Final Judgment Affirming Ownership Rights
The Court ultimately affirmed the trial court's judgment, which ruled in favor of the intervenors, allowing them to retain ownership of the oil drilling machinery and equipment. The court’s decisions were grounded in the comprehensive findings of fact and conclusions of law established by the lower court. The court found that the evidence sufficiently supported the claims made by the intervenors, confirming their ownership based on the conditional sales agreements. Additionally, the court highlighted the impropriety of Stroup's attempts to sell the machinery under the circumstances, as the property was not part of Stammler’s estate available for creditors due to the valid claims of the intervenors.
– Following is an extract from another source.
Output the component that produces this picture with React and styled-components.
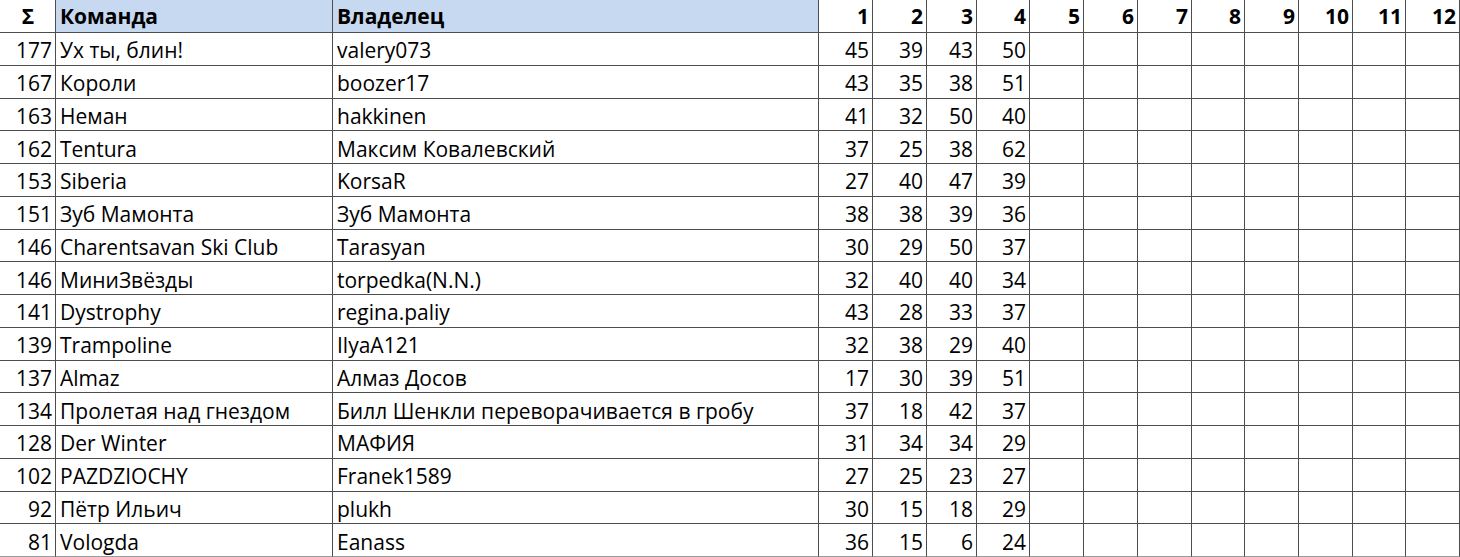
import React from "react";
import styled, { createGlobalStyle } from "styled-components";

const GlobalStyle = createGlobalStyle`
  html, body {
    margin: 0;
    padding: 0;
    background: #ffffff;
  }
  body {
    font-family: "Open Sans", "Noto Sans", "Liberation Sans", sans-serif;
    color: #000000;
  }
`;

const COLUMNS = "56px 277px 486px 54px 54px 50px 53px 54px 54px 54px 53px 54px 54px 53px 54px";
const LINE = "#4d4d4d";

const Sheet = styled.div`
  width: 1460px;
  height: 557px;
  overflow: hidden;
  display: flex;
  flex-direction: column;
  font-size: 21px;
`;

const Row = styled.div`
  display: grid;
  grid-template-columns: ${COLUMNS};
  height: ${(p) => (p.$header ? "33px" : "32.75px")};
  flex: none;
`;

const Cell = styled.div`
  box-sizing: border-box;
  display: flex;
  align-items: center;
  justify-content: ${(p) =>
    p.$align === "right" ? "flex-end" : p.$align === "center" ? "center" : "flex-start"};
  padding: ${(p) => (p.$head ? "1px 3px 0 4px" : "4px 3px 0 4px")};
  border-right: 1px solid ${LINE};
  border-bottom: 1px solid ${(p) => (p.$last ? "#9a9a9a" : LINE)};
  background: ${(p) => (p.$fill ? "#c6d9f0" : "#ffffff")};
  font-weight: ${(p) => (p.$head ? 700 : 400)};
  white-space: nowrap;
  overflow: hidden;
  line-height: 1;
`;

const rows = [
  [177, "Ух ты, блин!", "valery073", [45, 39, 43, 50]],
  [167, "Короли", "boozer17", [43, 35, 38, 51]],
  [163, "Неман", "hakkinen", [41, 32, 50, 40]],
  [162, "Tentura", "Максим Ковалевский", [37, 25, 38, 62]],
  [153, "Siberia", "KorsaR", [27, 40, 47, 39]],
  [151, "Зуб Мамонта", "Зуб Мамонта", [38, 38, 39, 36]],
  [146, "Charentsavan Ski Club", "Tarasyan", [30, 29, 50, 37]],
  [146, "МиниЗвёзды", "torpedka(N.N.)", [32, 40, 40, 34]],
  [141, "Dystrophy", "regina.paliy", [43, 28, 33, 37]],
  [139, "Trampoline", "IlyaA121", [32, 38, 29, 40]],
  [137, "Almaz", "Алмаз Досов", [17, 30, 39, 51]],
  [134, "Пролетая над гнездом", "Билл Шенкли переворачивается в гробу", [37, 18, 42, 37]],
  [128, "Der Winter", "МАФИЯ", [31, 34, 34, 29]],
  [102, "PAZDZIOCHY", "Franek1589", [27, 25, 23, 27]],
  [92, "Пётр Ильич", "plukh", [30, 15, 18, 29]],
  [81, "Vologda", "Eanass", [36, 15, 6, 24]],
];

const rounds = Array.from({ length: 12 }, (_, i) => i + 1);

export default function App() {
  return (
    <>
      <GlobalStyle />
      <Sheet>
        <Row $header>
          <Cell $head $align="center">Σ</Cell>
          <Cell $head $fill>Команда</Cell>
          <Cell $head $fill>Владелец</Cell>
          {rounds.map((r) => (
            <Cell key={r} $head $align="right">{r}</Cell>
          ))}
        </Row>
        {rows.map(([total, team, owner, scores], idx) => {
          const last = idx === rows.length - 1;
          return (
            <Row key={idx}>
              <Cell $align="right" $last={last}>{total}</Cell>
              <Cell $last={last}>{team}</Cell>
              <Cell $last={last}>{owner}</Cell>
              {rounds.map((r, i) => (
                <Cell key={r} $align="right" $last={last}>
                  {scores[i] !== undefined ? scores[i] : ""}
                </Cell>
              ))}
            </Row>
          );
        })}
      </Sheet>
    </>
  );
}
The court recognized the necessity of protecting the intervenors' interests from potential dissipation of the property through the sheriff's sale. Consequently, the court ruled that the intervenors were justified in seeking and obtaining an injunction against Stroup and the sheriff, affirming their rights to the property and ensuring that the intentions of the original agreements were honored. In doing so, the court upheld the principles of equity and justice, ensuring that the rightful owners were protected against unauthorized sales of their property.